Why do I tell you all this? I feel like I keep asking this question at the end of my God and Coffee posts. I’m very aware that these kinds of things are not that interesting to most people, and that much of this is so anecdotal to have little direct application to general life. I guess that if I’m trying to say anything overall in this “God and Coffee” series, it’s that I think God is in everything. Some theologians call it “general revelation”, some call it “prevenient grace”, and there are certainly differences to nuance between what different people call it, I think it’s important to recognize that most people of faith recognize that God is in the world outside of the church and outside of confessing Christians trying to set the world to rights. Christians would do well to recognize them in the world and call them what they are: God with us. This might actually be a way of telling the world what God is like, instead of screaming at them through bullhorns or pamphlets. I tell these stories to inspire, to persuade and to provoke.

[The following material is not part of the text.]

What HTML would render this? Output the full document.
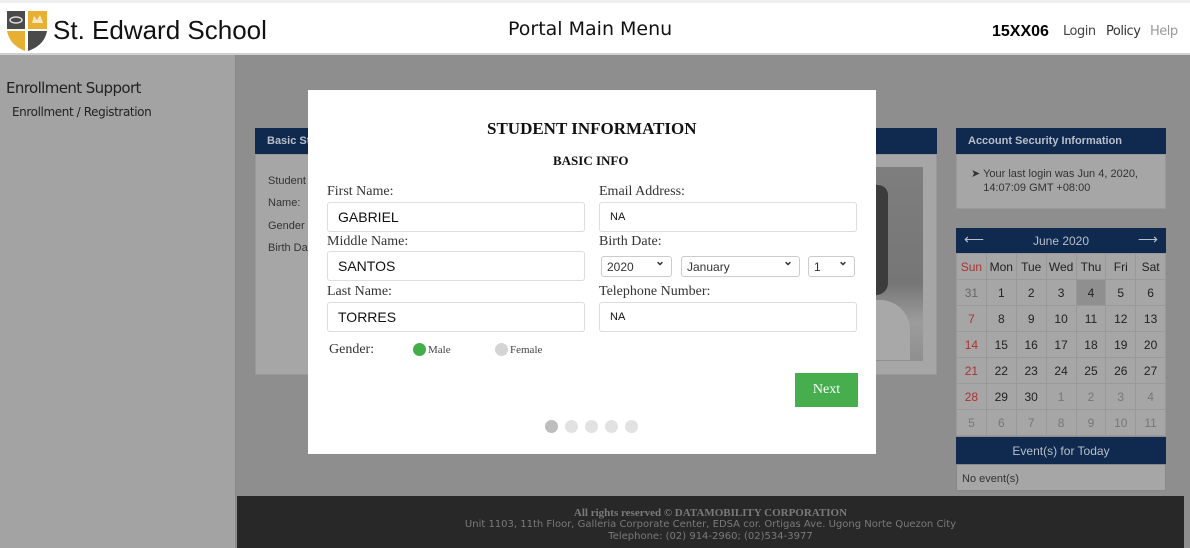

And while I personally think that coffee culture is uniquely poised to enact justice in the world, the bigger truth I hope to point at in this series is that God can be found anywhere. Coffee just happens to be my passion. If you dug deep enough into the “secular” things that you are passionate about, I believe you would find God alive and moving. The walls between secular and sacred break down if you believe in the God of scripture.God cares about joblessness, homelessness, economic discrepancies, landfills and waste, and education. These are a few examples on the “home front”, so to speak, that remind me that being a barista while I’m in seminary are not two distinct expressions or experiences of my life, but both stem from the desire to know God more deeply and to join in God’s mission for the world.